With a long-time, long-suffering girlfriend, Rikio eventually becomes a drug addict.
In the 70s explosion of violent and increasingly nihilistic yakuza films, Fukasaku's Graveyard of Honor searches
for originality with its 'true biography' account of Rikio, a violent sociopath who cannot function for a day without
commiting some outrage or another. That's all we ever really learn about him, even with flashbacks to not-particularly
illuminating childhood traumas. Even though an objective narrator peppers the story with regular updates on Rikio's
criminal progress, the thug never becomes an interesting character.
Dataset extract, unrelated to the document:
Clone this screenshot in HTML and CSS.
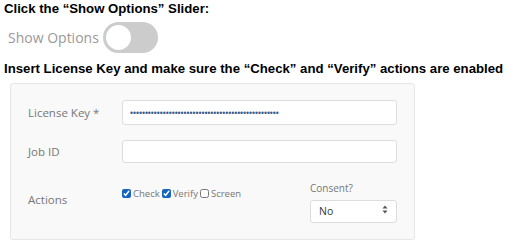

Rikio is incapable of forming any normal human contacts, although he allies for a number of years with a fellow
drug addict, and abuses a common-law female companion for decades. In true yakuza "meeting cute" fashion, she hides
a gun for Rikio and is then cruelly raped for her trouble. In yakuza films women always seem to be drawn
to the men who rape them, so this innocent starts a life of humiliation and drugs that the film treats as a
positive relationship. The title refers to the aged and dying Rikio's act of giving her an honorable burial, which
seems pointless after a life of mistreatment.
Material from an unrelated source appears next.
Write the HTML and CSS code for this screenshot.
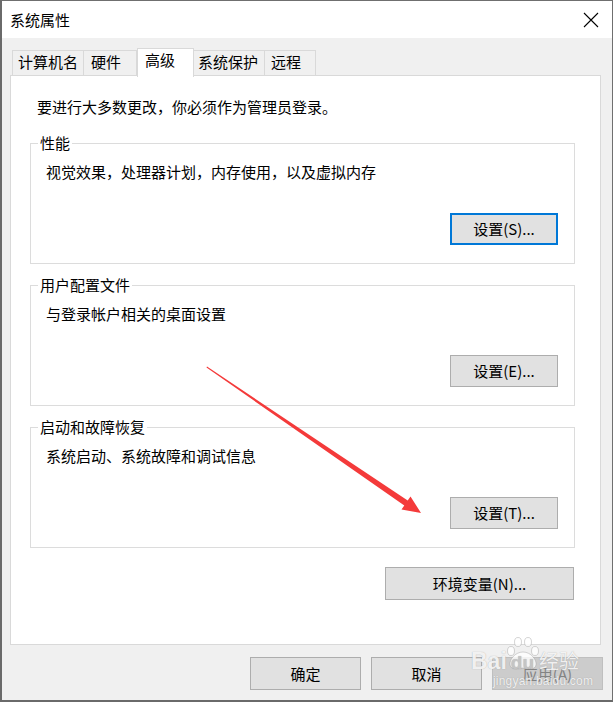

There's nothing wrong with picking a radical filming style, but Kinji Fukasaku frequently opts for visuals that
express little
but disorganized chaos. Early fight scenes crowd dozens of people before a jerking, blurring camera and the action
is such a mess that we can't tell for a moment what is going on. Another scene has two people carrying on a conversation
in the middle of a drunken orgy, shot with a long lens as loud revelers stumble and grapple all around them. We're
incapable of understanding what the scene is supposed to telling us. There are plenty of scenes shot in a normal
fashion, but Fukasaku's style is highly suspicious - it seems a
way of getting a 'scene' in the can with the least effort possible.
There's plenty of violence, drug use, casual nudity and blood that looks like fire engine red paint, all shot in a
disjointed way. The erratic technique substitutes pace for characterization, precluding our emotional involvement.
Graveyard of Honor barely tells a story and is for yakuza fans entertained by the abstract, ragged edge of
the genre.
Home Vision Entertainment's DVD of Graveyard of Honor is a stunning enhanced transfer of a movie that scrupulously
hides any notion of design or preplanning. The blaring soundtrack is also clearly reproduced. The disc docus A
Portrait of Rage and On the Set with Fukasaku laud the long career of the maker of Battle Royale
and Battles without Honor and Humanity (soon to come to DVD) without really defining his merit for the
unacquainted. Liner notes by Tom Mes place Graveyard of Honor within the evolution of the yakuza genre.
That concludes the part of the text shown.